Below are some entries. Copy each line that holds the string "React".

********

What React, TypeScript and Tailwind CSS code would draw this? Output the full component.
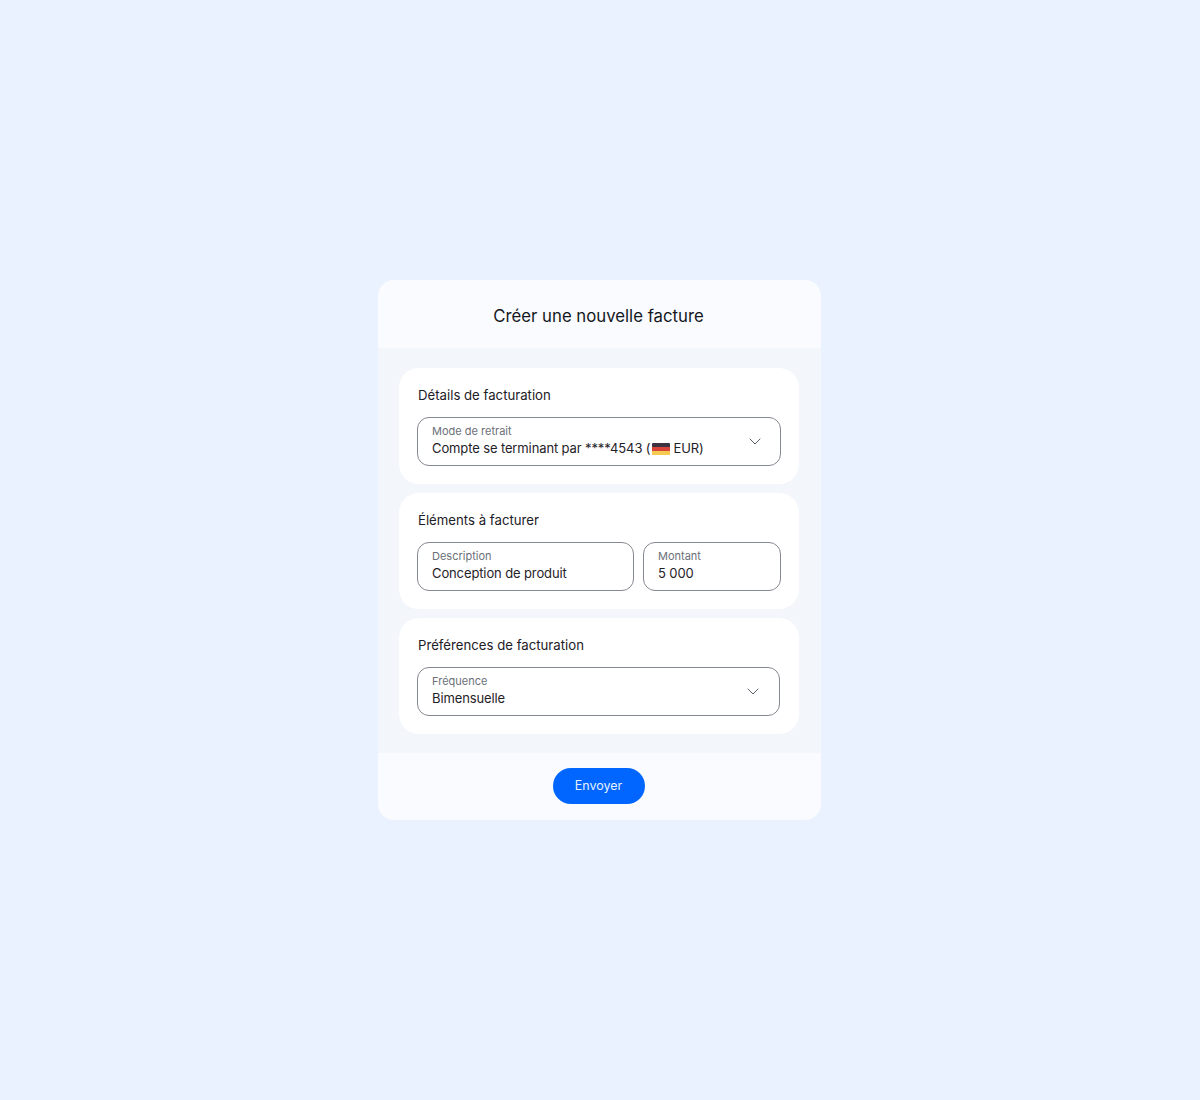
const headingFont = "font-['Inter','Liberation_Sans',sans-serif]";

function Chevron() {
  return (
    <svg width="12" height="7" viewBox="0 0 12 7" fill="none" className="shrink-0">
      <path d="M1 1l5 5 5-5" stroke="#5b616b" strokeWidth="1" strokeLinecap="round" strokeLinejoin="round" />
    </svg>
  );
}

function GermanFlag() {
  return (
    <span className="mr-[3px] ml-[2px] flex h-[13px] w-[18px] flex-col overflow-hidden rounded-[1px]">
      <span className="flex-1 bg-[#3b3340]" />
      <span className="flex-1 bg-[#d9443a]" />
      <span className="flex-1 bg-[#f6cb52]" />
    </span>
  );
}

function Field({ label, className, children, chevronClass }: { label: string; className: string; children: React.ReactNode; chevronClass?: string }) {
  return (
    <div className={`flex h-[49px] items-center rounded-xl border border-[#84888f] bg-white pl-[14px] ${className}`}>
      <div className="min-w-0 flex-1 pb-px">
        <div className="text-[11px] leading-[14px] text-[#6b7078]">{label}</div>
        <div className="mt-[2px] flex h-[18px] items-center text-[13px] tracking-[-0.12px] whitespace-pre text-[#1f2228]">{children}</div>
      </div>
      {chevronClass && <div className={chevronClass}><Chevron /></div>}
    </div>
  );
}

function Section({ title, children }: { title: string; children: React.ReactNode }) {
  return (
    <section className="h-[116px] rounded-[20px] bg-white px-[18px] pt-[18px]">
      <h2 className={`${headingFont} mb-[13px] pl-px text-[13.2px] leading-[18px] text-[#1d2026]`}>{title}</h2>
      {children}
    </section>
  );
}

export default function App() {
  return (
    <div className="h-[1100px] bg-[#e9f2fe] pt-[280px] pl-[378px] font-['Inter',sans-serif]">
      <div className="w-[443px] overflow-hidden rounded-2xl bg-[#f3f6fa]">
        <header className="flex h-[68px] items-center justify-center bg-[#f9fbff] pt-[3px] pr-[2px]">
          <h1 className={`${headingFont} text-[16.75px] leading-[24px] text-[#15171c]`}>Créer une nouvelle facture</h1>
        </header>
        <main className="flex h-[405px] flex-col gap-[9px] pt-5 pr-[22px] pl-[21px]">
          <Section title="Détails de facturation">
            <Field label="Mode de retrait" className="w-[364px]" chevronClass="pr-[19px]">
              Compte se terminant par ****4543 (<GermanFlag />EUR)
            </Field>
          </Section>
          <Section title="Éléments à facturer">
            <div className="flex gap-[9px]">
              <Field label="Description" className="w-[217px]">Conception de produit</Field>
              <Field label="Montant" className="w-[138px]">5 000</Field>
            </div>
          </Section>
          <Section title="Préférences de facturation">
            <Field label="Fréquence" className="w-[363px]" chevronClass="pr-[20px]">Bimensuelle</Field>
          </Section>
        </main>
        <footer className="flex h-[67px] justify-center bg-[#f9fbfe] pt-[15px] pr-[2px]">
          <button className="h-9 w-[92px] rounded-full bg-[#0066ff] text-[12.5px] text-[#e6f0ff]">Envoyer</button>
        </footer>
      </div>
    </div>
  );
}
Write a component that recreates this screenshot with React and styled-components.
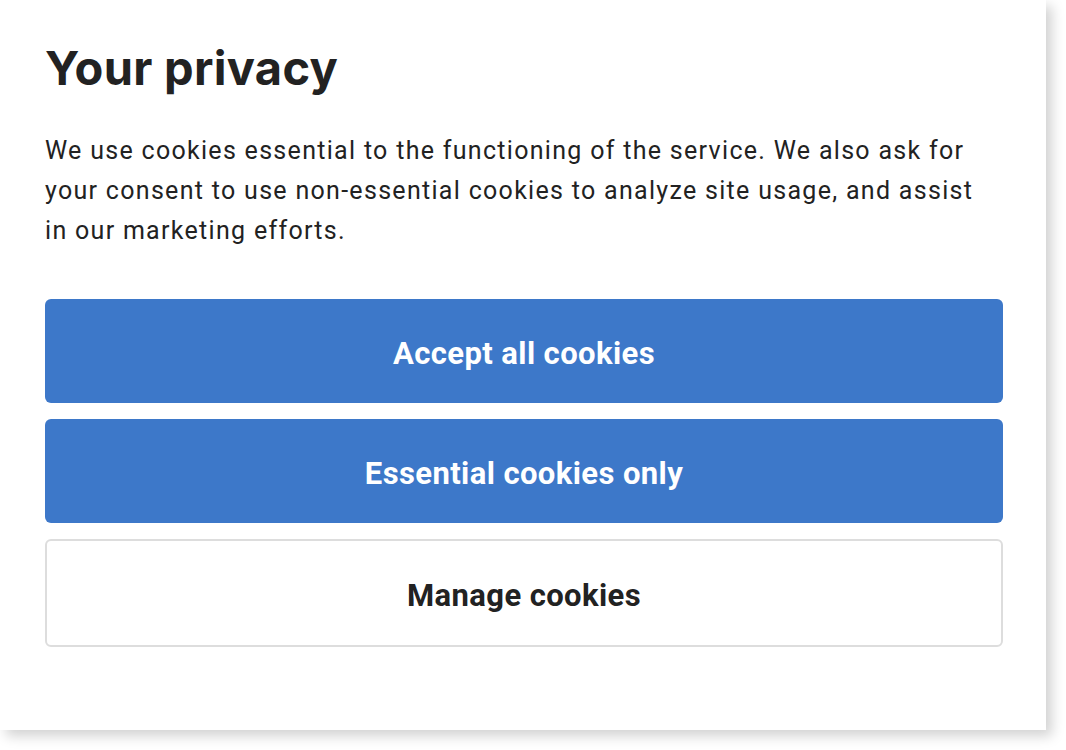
import React from 'react';
import styled, { createGlobalStyle } from 'styled-components';

const GlobalStyle = createGlobalStyle`
  html, body {
    margin: 0;
    padding: 0;
    background: #ffffff;
  }
  body {
    font-family: Roboto, "Liberation Sans", sans-serif;
    color: #222222;
  }
`;

const Page = styled.div`
  width: 1066px;
  height: 750px;
  overflow: hidden;
`;

const Panel = styled.div`
  width: 1046px;
  height: 730px;
  box-sizing: border-box;
  background: #ffffff;
  box-shadow: 6px 6px 12px rgba(0, 0, 0, 0.18);
  padding: 40px 43px 0 45px;
  display: flex;
  flex-direction: column;
`;

const Heading = styled.h1`
  margin: 0;
  font-family: Inter, "Open Sans", sans-serif;
  font-weight: 700;
  font-size: 47px;
  line-height: 56px;
  letter-spacing: 0.3px;
  color: #222222;
`;

const Text = styled.p`
  margin: 35px 0 0;
  max-width: 945px;
  font-size: 25px;
  line-height: 40px;
  letter-spacing: 1.3px;
  color: #222222;
`;

const Actions = styled.div`
  margin-top: 48px;
  display: flex;
  flex-direction: column;
  gap: 16px;
`;

const Button = styled.button`
  height: ${({ $outline }) => ($outline ? '108px' : '104px')};
  padding: 4px 0 0;
  border-radius: 6px;
  border: ${({ $outline }) => ($outline ? '2px solid #dddddd' : 'none')};
  background: ${({ $outline }) => ($outline ? '#ffffff' : '#3d78c9')};
  color: ${({ $outline }) => ($outline ? '#222222' : '#ffffff')};
  font-family: Roboto, "Liberation Sans", sans-serif;
  font-weight: 700;
  font-size: 31px;
  letter-spacing: 0.4px;
  cursor: pointer;
`;

const App = () => (
  <Page>
    <GlobalStyle />
    <Panel>
      <Heading>Your privacy</Heading>
      <Text>
        We use cookies essential to the functioning of the service. We also ask for
        your consent to use non-essential cookies to analyze site usage, and assist
        in our marketing efforts.
      </Text>
      <Actions>
        <Button>Accept all cookies</Button>
        <Button>Essential cookies only</Button>
        <Button $outline>Manage cookies</Button>
      </Actions>
    </Panel>
  </Page>
);

export default App;
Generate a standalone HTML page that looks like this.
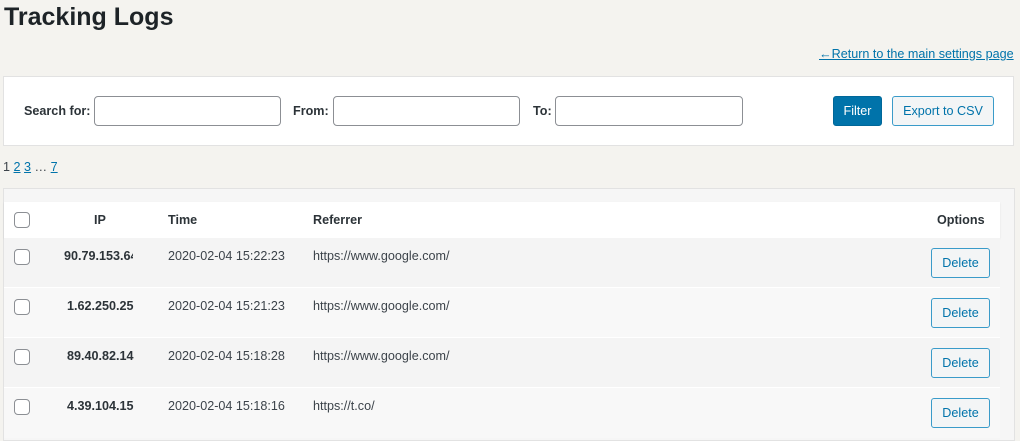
<!DOCTYPE html>
<html><head><meta charset="utf-8"><style>
*{box-sizing:border-box;margin:0;padding:0}
body{width:1020px;height:441px;overflow:hidden;background:#f4f3ef;font-family:"Liberation Sans",Arial,sans-serif;font-size:12.6px;color:#3c434a;position:relative}
.a{position:absolute}
h1{position:absolute;left:4px;top:3px;font-size:25px;font-weight:bold;color:#1d2327}
a{color:#0073aa;text-decoration:underline}
.panel{left:3px;top:76px;width:1011px;height:70px;background:#fff;border:1px solid #e2e2e2}
.lbl{font-weight:bold;color:#2c3338}
.inp{height:30px;border:1px solid #8c8f94;border-radius:4px;background:#fff}
.btn{border-radius:3px;text-align:center;line-height:28px}
.cb{width:16px;height:16px;border:1px solid #8c8f94;border-radius:4px;background:#fff}
.del{width:59px;height:30px;border:1px solid #3a9bc9;border-radius:3px;background:#f3f5f6;color:#0073aa;text-align:center;line-height:28px}
.ip{font-weight:bold;color:#2c3338;width:69px;overflow:hidden;white-space:nowrap}
</style></head><body>
<h1>Tracking Logs</h1>
<a class="a" style="left:819px;top:47px">←Return to the main settings page</a>
<div class="a panel"></div>
<div class="a lbl" style="left:24px;top:104px">Search for:</div>
<div class="a inp" style="left:94px;top:96px;width:187px"></div>
<div class="a lbl" style="left:293px;top:104px">From:</div>
<div class="a inp" style="left:333px;top:96px;width:187px"></div>
<div class="a lbl" style="left:533px;top:104px">To:</div>
<div class="a inp" style="left:555px;top:96px;width:188px"></div>
<div class="a btn" style="left:833px;top:96px;width:49px;height:30px;background:#0073aa;color:#fff;border:1px solid #006799">Filter</div>
<div class="a btn" style="left:892px;top:96px;width:102px;height:30px;background:#f3f5f6;color:#0073aa;border:1px solid #3a9bc9">Export to CSV</div>
<div class="a" style="left:3px;top:160px">1 <a>2</a> <a>3</a> … <a>7</a></div>
<div class="a" style="left:3px;top:188px;width:1012px;height:253px;background:#f6f6f6;border:1px solid #e2e2e2"></div>
<div class="a" style="left:4px;top:202px;width:996px;height:36px;background:#fff;box-shadow:0 1px 2px rgba(0,0,0,.08)"></div>
<div class="a cb" style="left:14px;top:212px"></div>
<div class="a lbl" style="left:94px;top:213px">IP</div>
<div class="a lbl" style="left:168px;top:213px">Time</div>
<div class="a lbl" style="left:313px;top:213px">Referrer</div>
<div class="a lbl" style="left:937px;top:213px">Options</div>

<div class="a" style="left:4px;top:238px;width:996px;height:50px;background:#f4f4f4;border-bottom:1px solid #fff"></div>
<div class="a" style="left:4px;top:288px;width:996px;height:50px;background:#f8f8f8;border-bottom:1px solid #fff"></div>
<div class="a" style="left:4px;top:338px;width:996px;height:50px;background:#f4f4f4;border-bottom:1px solid #fff"></div>
<div class="a" style="left:4px;top:388px;width:996px;height:50px;background:#f8f8f8"></div>

<div class="a cb" style="left:14px;top:249px"></div>
<div class="a ip" style="left:64px;top:249px">90.79.153.64</div>
<div class="a" style="left:168px;top:249px">2020-02-04 15:22:23</div>
<div class="a" style="left:313px;top:249px">https://www.google.com/</div>
<div class="a del" style="left:931px;top:248px">Delete</div>

<div class="a cb" style="left:14px;top:299px"></div>
<div class="a ip" style="left:67px;top:299px">1.62.250.25</div>
<div class="a" style="left:168px;top:299px">2020-02-04 15:21:23</div>
<div class="a" style="left:313px;top:299px">https://www.google.com/</div>
<div class="a del" style="left:931px;top:298px">Delete</div>

<div class="a cb" style="left:14px;top:349px"></div>
<div class="a ip" style="left:67px;top:349px">89.40.82.14</div>
<div class="a" style="left:168px;top:349px">2020-02-04 15:18:28</div>
<div class="a" style="left:313px;top:349px">https://www.google.com/</div>
<div class="a del" style="left:931px;top:348px">Delete</div>

<div class="a cb" style="left:14px;top:399px"></div>
<div class="a ip" style="left:67px;top:399px">4.39.104.15</div>
<div class="a" style="left:168px;top:399px">2020-02-04 15:18:16</div>
<div class="a" style="left:313px;top:399px">https://t.co/</div>
<div class="a del" style="left:931px;top:398px">Delete</div>
</body></html>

********

RIGHT ANSWER:
What React, TypeScript and Tailwind CSS code would draw this? Output the full component.
function Field({ label, className, children, chevronClass }: { label: string; className: string; children: React.ReactNode; chevronClass?: string }) {
function Section({ title, children }: { title: string; children: React.ReactNode }) {
Write a component that recreates this screenshot with React and styled-components.
import React from 'react';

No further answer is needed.